Now don't judge; I'm innocent! You see, I don't recall ever having more than a single instructional session as to the proper use of bathroom tissue. No one that I can recall ever told me how much was too much; I just kept on spinnin' that roll until I had at least a half-an-inch of bulk from which to work. Multiply that by four or times per session, and it's no wonder that the toilets at my house were constantly stopped-up, although I never once had an inkling that I might have had something to do with that.

However, for as strange and classically 'childhood' as that anecdote is, it took the aforementioned adolescent humor magazine to get me to see the error of my environmentally-irresponsible ways.

♫ Let the Good Times Roll...
I can clearly remember excitedly examining the sticker insert included with the issue of Mad that one of my brothers brought home for me on a summer's day in the late-mid-1960s.

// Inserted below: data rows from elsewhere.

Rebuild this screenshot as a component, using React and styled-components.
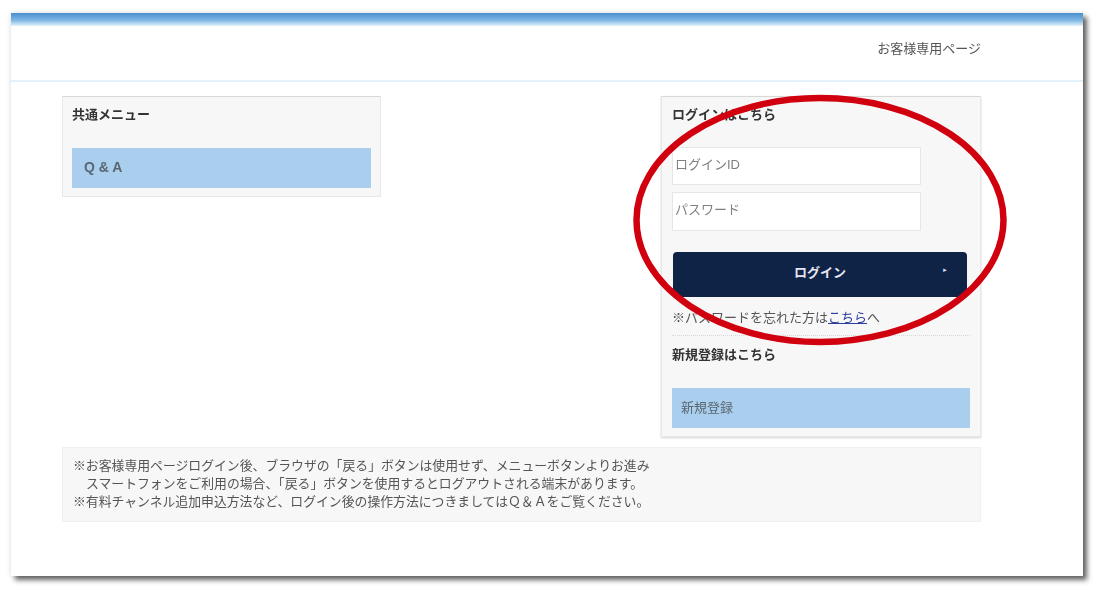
import React from 'react'
import styled, { createGlobalStyle } from 'styled-components'

const GlobalStyle = createGlobalStyle`
  html, body {
    margin: 0;
    padding: 0;
    background: #fff;
  }
  body {
    font-family: "Liberation Sans", "Noto Sans CJK JP", sans-serif;
    font-size: 13px;
    color: #555;
  }
`

const Page = styled.div`
  position: relative;
  width: 1104px;
  height: 598px;
  padding: 13px 21px 22px 11px;
  box-sizing: border-box;
  overflow: hidden;
`

const Frame = styled.div`
  height: 100%;
  background: #fff;
  box-shadow: 4px 4px 5px rgba(0, 0, 0, 0.6), 0 0 6px rgba(0, 0, 0, 0.12);
  filter: blur(0.5px);
`

const TopBar = styled.div`
  height: 13px;
  background: linear-gradient(#4a8fce, #7db6e4 55%, #e4f3fc);
`

const Header = styled.header`
  height: 46px;
  padding: 0 102px 8px 0;
  display: flex;
  justify-content: flex-end;
  align-items: center;
  border-bottom: 2px solid #e3f1fb;
  font-size: 13px;
  line-height: 18px;
`

const Content = styled.main`
  padding: 14px 102px 0 51px;
`

const Columns = styled.div`
  display: flex;
  justify-content: space-between;
  align-items: flex-start;
`

const Card = styled.section`
  width: ${p => (p.$raised ? '320px' : '319px')};
  box-sizing: border-box;
  padding: 9px 10px 8px ${p => (p.$raised ? '10px' : '9px')};
  background: #f7f7f7;
  border: 1px solid #e8e8e8;
  border-top-color: #d8d8d8;
  box-shadow: ${p => (p.$raised ? '0 1px 2px rgba(0, 0, 0, 0.18)' : 'none')};
`

const CardTitle = styled.h2`
  margin: 0 0 24px;
  font-size: 13px;
  line-height: 18px;
  font-weight: 700;
  color: #333;
`

const MenuButton = styled.a`
  display: flex;
  align-items: center;
  height: 40px;
  width: ${p => (p.$wide ? '298px' : '299px')};
  padding: 0 0 ${p => (p.$wide ? '4px' : '2px')} ${p => (p.$wide ? '9px' : '12px')};
  box-sizing: border-box;
  background: #aacfee;
  color: #5a6670;
  font-size: ${p => (p.$wide ? '13px' : '14px')};
  font-weight: ${p => (p.$wide ? 400 : 700)};
`

const Fields = styled.div`
  display: flex;
  flex-direction: column;
  gap: 7px;
  margin-top: -1px;
`

const Field = styled.input`
  width: 249px;
  height: ${p => p.$h}px;
  padding: 0 2px 4px;
  box-sizing: border-box;
  background: #fff;
  border: 1px solid #e6e6e6;
  font-family: inherit;
  font-size: 13px;
  outline: none;
  &::placeholder {
    color: #808080;
    opacity: 1;
  }
`

const LoginButton = styled.button`
  position: relative;
  display: block;
  width: 294px;
  height: 45px;
  margin: 21px 0 0 1px;
  padding: 0 0 6px;
  background: #0f2347;
  border: none;
  border-radius: 4px;
  color: #e8e4f2;
  font-family: inherit;
  font-size: 13px;
  font-weight: 700;
`

const Chevron = styled.span`
  position: absolute;
  right: 19px;
  top: 14px;
  font-size: 6px;
  line-height: 8px;
  color: #d8dde8;
`

const Forgot = styled.p`
  margin: 12px 0 0;
  font-size: 13px;
  line-height: 18px;
  color: #555;
`

const TextLink = styled.a`
  color: #2a3f9e;
  text-decoration: underline;
`

const Divider = styled.hr`
  margin: 8px 0 10px;
  border: none;
  border-top: 1px dotted #d8d8d8;
  width: 298px;
`

const Notice = styled.div`
  margin-top: 10px;
  height: 75px;
  padding: 9px 10px 0;
  box-sizing: border-box;
  background: #f7f7f7;
  border: 1px solid #f0f0f0;
  font-size: 12.85px;
  line-height: 18px;
  color: #555;
`

const NoticeLine = styled.div`
  padding-left: ${p => (p.$indent ? '13px' : '0')};
  white-space: nowrap;
`

const Annotation = styled.svg`
  position: absolute;
  left: 0;
  top: 0;
  width: 1104px;
  height: 598px;
  pointer-events: none;
`

export default function App() {
  return (
    <>
      <GlobalStyle />
      <Page>
        <Frame>
          <TopBar />
          <Header>お客様専用ページ</Header>
          <Content>
            <Columns>
              <Card>
                <CardTitle>共通メニュー</CardTitle>
                <MenuButton>Q &amp; A</MenuButton>
              </Card>
              <Card $raised>
                <CardTitle>ログインはこちら</CardTitle>
                <Fields>
                  <Field $h={38} placeholder="ログインID" />
                  <Field $h={39} type="password" placeholder="パスワード" />
                </Fields>
                <LoginButton>
                  ログイン
                  <Chevron>►</Chevron>
                </LoginButton>
                <Forgot>
                  ※パスワードを忘れた方は<TextLink>こちら</TextLink>へ
                </Forgot>
                <Divider />
                <CardTitle>新規登録はこちら</CardTitle>
                <MenuButton $wide>新規登録</MenuButton>
              </Card>
            </Columns>
            <Notice>
              <NoticeLine>※お客様専用ページログイン後、ブラウザの「戻る」ボタンは使用せず、メニューボタンよりお進み</NoticeLine>
              <NoticeLine $indent>スマートフォンをご利用の場合、「戻る」ボタンを使用するとログアウトされる端末があります。</NoticeLine>
              <NoticeLine>※有料チャンネル追加申込方法など、ログイン後の操作方法につきましてはＱ＆Ａをご覧ください。</NoticeLine>
            </Notice>
          </Content>
        </Frame>
        <Annotation viewBox="0 0 1104 598">
          <ellipse cx="820" cy="220" rx="183.5" ry="122" fill="none" stroke="#d0000f" strokeWidth="6.5" />
        </Annotation>
      </Page>
    </>
  )
}
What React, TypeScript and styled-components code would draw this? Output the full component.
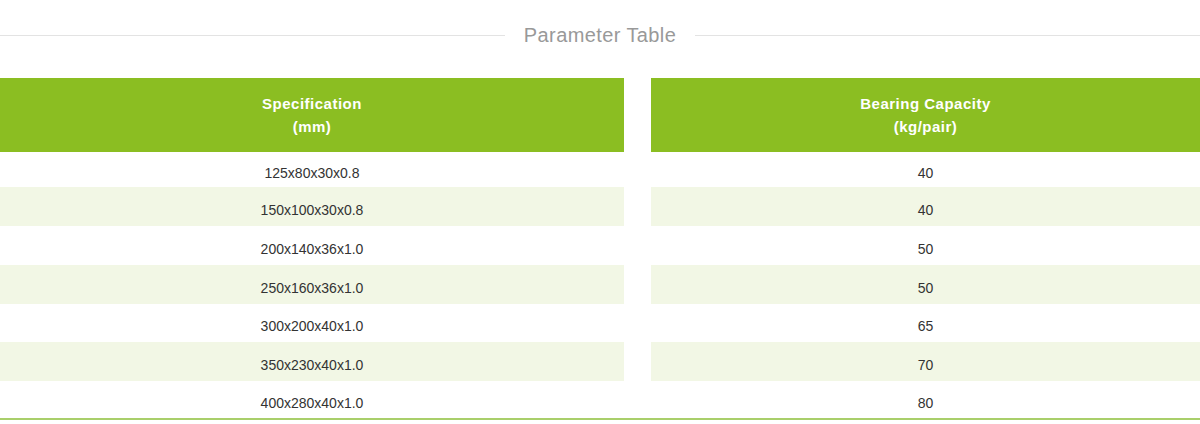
import React from "react";
import styled, { createGlobalStyle } from "styled-components";

const Global = createGlobalStyle`
  html, body { margin: 0; padding: 0; background: #fff; }
  body { font-family: "Liberation Sans", Arial, sans-serif; }
`;

const Page = styled.div`
  width: 1200px;
  height: 424px;
  overflow: hidden;
  background: #fff;
`;

const TitleBar = styled.div`
  display: flex;
  align-items: center;
  gap: 19px;
  height: 36px;
  padding-top: 17px;
  margin-bottom: 25px;
`;

const Rule = styled.div`
  flex: 1;
  height: 1px;
  background: #e3e3e3;
`;

const Title = styled.h2`
  margin: 0;
  font-weight: 400;
  font-size: 20px;
  line-height: 36px;
  color: #999;
  letter-spacing: 0.4px;
`;

const Table = styled.div`
  display: grid;
  grid-template-columns: 624px 549px;
  column-gap: 27px;
  border-bottom: 2px solid #a9cf6b;
`;

const HeadCell = styled.div`
  height: 74px;
  background: #8bbe22;
  color: #fff;
  font-weight: 700;
  font-size: 15px;
  line-height: 23px;
  display: flex;
  flex-direction: column;
  align-items: center;
  justify-content: center;
  text-align: center;
  letter-spacing: 0.5px;
`;

const Cell = styled.div<{ $striped: boolean; $h: number }>`
  height: ${(p) => p.$h}px;
  background: ${(p) => (p.$striped ? "#f2f7e5" : "#fff")};
  color: #333;
  font-size: 14px;
  display: flex;
  align-items: center;
  justify-content: center;
  padding-top: 6px;
  box-sizing: border-box;
`;

const rows: [string, string][] = [
  ["125x80x30x0.8", "40"],
  ["150x100x30x0.8", "40"],
  ["200x140x36x1.0", "50"],
  ["250x160x36x1.0", "50"],
  ["300x200x40x1.0", "65"],
  ["350x230x40x1.0", "70"],
  ["400x280x40x1.0", "80"],
];

const heights = [35, 39, 39, 39, 38, 39, 37];

export default function App() {
  return (
    <Page>
      <Global />
      <TitleBar>
        <Rule />
        <Title>Parameter Table</Title>
        <Rule />
      </TitleBar>
      <Table>
        <HeadCell>
          <span>Specification</span>
          <span>(mm)</span>
        </HeadCell>
        <HeadCell>
          <span>Bearing Capacity</span>
          <span>(kg/pair)</span>
        </HeadCell>
        {rows.map(([spec, cap], i) => (
          <React.Fragment key={spec}>
            <Cell $striped={i % 2 === 1} $h={heights[i]}>{spec}</Cell>
            <Cell $striped={i % 2 === 1} $h={heights[i]}>{cap}</Cell>
          </React.Fragment>
        ))}
      </Table>
    </Page>
  );
}
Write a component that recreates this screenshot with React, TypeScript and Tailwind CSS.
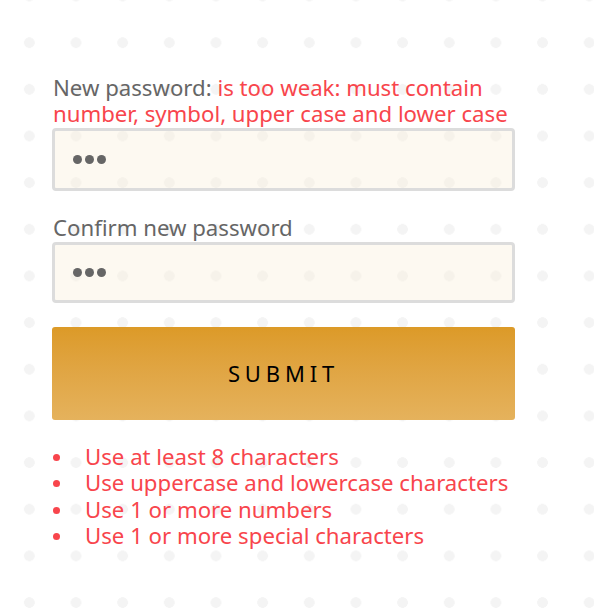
import React from "react";

const dotsBg =
  "bg-white bg-[radial-gradient(circle,#f4f4f4_5px,transparent_5.5px)] bg-[length:46.667px_46.667px] bg-[position:6px_19.33px]";

function PwInput({ tall }: { tall?: boolean }) {
  return (
    <div
      className={`${tall ? "h-[63px]" : "h-[61px]"} w-full rounded-[4px] border-[3px] border-[#dcdcdc] bg-[#fbefdc]/40 flex items-center pl-[18px]`}
    >
      <div className="flex gap-[3px]">
        <span className="block w-[9px] h-[9px] rounded-full bg-[#666]" />
        <span className="block w-[9px] h-[9px] rounded-full bg-[#666]" />
        <span className="block w-[9px] h-[9px] rounded-full bg-[#666]" />
      </div>
    </div>
  );
}

export default function App() {
  return (
    <div
      className={`${dotsBg} w-full min-h-screen h-[612px] overflow-hidden`}
      style={{ fontFamily: '"Noto Sans", "Open Sans", sans-serif' }}
    >
      <div className="pl-[52px] pt-[75px] w-[515px] flex flex-col text-[22.2px]">
        <div className="leading-[26px] text-[#666] pl-px">
          New password:{" "}
          <span className="text-[#f8454c]">
            is too weak: must contain number, symbol, upper case and lower case
          </span>
        </div>
        <div className="mt-px">
          <PwInput tall />
        </div>
        <div className="mt-[24px] leading-[26px] text-[#666] pl-px">Confirm new password</div>
        <div className="mt-px">
          <PwInput />
        </div>
        <button className="mt-[24px] h-[93px] w-full rounded-[3px] bg-gradient-to-b from-[#dc9a27] to-[#e5b25c] text-black text-[22px] tracking-[0.22em]">
          SUBMIT
        </button>
        <ul className="mt-[24px] text-[#f8454c] leading-[26.4px]">
          {[
            "Use at least 8 characters",
            "Use uppercase and lowercase characters",
            "Use 1 or more numbers",
            "Use 1 or more special characters",
          ].map((t) => (
            <li key={t} className="flex items-center">
              <span className="block w-[7px] h-[7px] rounded-full bg-[#f8454c] ml-px mr-[25px]" />
              <span>{t}</span>
            </li>
          ))}
        </ul>
      </div>
    </div>
  );
}
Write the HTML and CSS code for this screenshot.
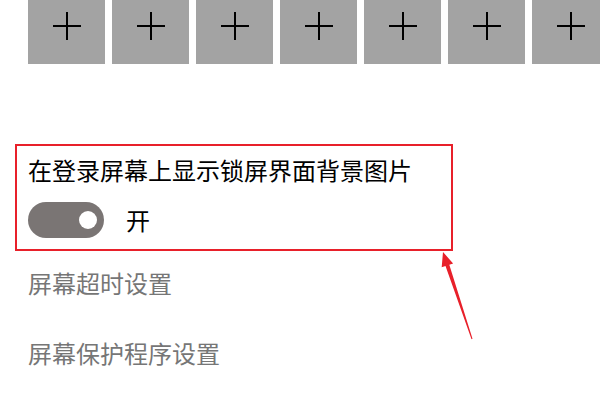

As I scanned the two pages-worth of adhesive-backed beauties in various shapes and sizes, I came across one that particularly appealed to the abject grossness of my adolescent boy sensibilities.

The sticker read: "WARNING! This toilet tissue must be MULTIPLE-FOLDED to avoid break-through!"

"HAAAAA!" I thought. "This is great!" "They're talking about probably the grossest, sickest, grodiest, most disgusting thing that could ever happen to a human being in history, right? How funny! How gross! WOOOHOOO! I gotta go put this up in the bathroom!"

And so I did; slapping that sticker on the wall, just above the toilet paper dispenser, where I (and the rest of my family) would see it every time I did my bid'ness for the next two years. Of course, at that later date, when I had reached the mature age of eleven or twelve, I began to see things differently (...okay...not that much differently, but a little).

I do know that I began to see the sticker, and what it said, differently. Oh yeah, I'd always known it was a joke, I'd just never really understood the setup. I knew the concept was a goof; but then it began to occur to me that maybe — just maybe, there was actually something to be learned there. The sticker suggested something that I had never really even considered: the concept of actually folding toilet paper — as opposed to wadding it up in a huge ball — which had always been my M.O. — in order to create maximum cushion between digits and dung.

Following my established method, break-through was pretty much an impossibility. But could it be feasible to actually use less tee-pee, even...dare I say...multiple folded? Do people actually do this? How could anyone employ such a risky practice?

Nevertheless, the Environmental Movement was already firmly entrenched in the national consciousness by the late-60s, and was an important consideration at the time, even for a young boy such as myself. Killing trees unnecessarily was a big no-no, and the little ecological angel on my shoulder was beginning to assert herself in my decisions. I decided I would try and go folded, and thereby, hopefully go easier on the tee-pee.

It was one small step for a young boy; one giant leap for tree conservation.

And so to this day I continue, just tryin' to do my part for the planet. I considered using corncobs once, but thought better of it. Nope, I'll just keep on foldin.' Oh, I know it's not much, but it IS a little something that I can do-do to help save good ol' Mother Earth.

And now I once again pause to consider the plight of the roll-spinner over in the fourth stall, with whom I shared the restroom earlier today. All things considered, I feel kinda sorry for the poor sap, and sorrier for the planet. But maybe he's just oblivious to it all like I once was. Maybe he didn't have anyone to teach him the way of the multiple-fold when he was a boy.

Then again, maybe he just grew up without any decent bathroom reading material.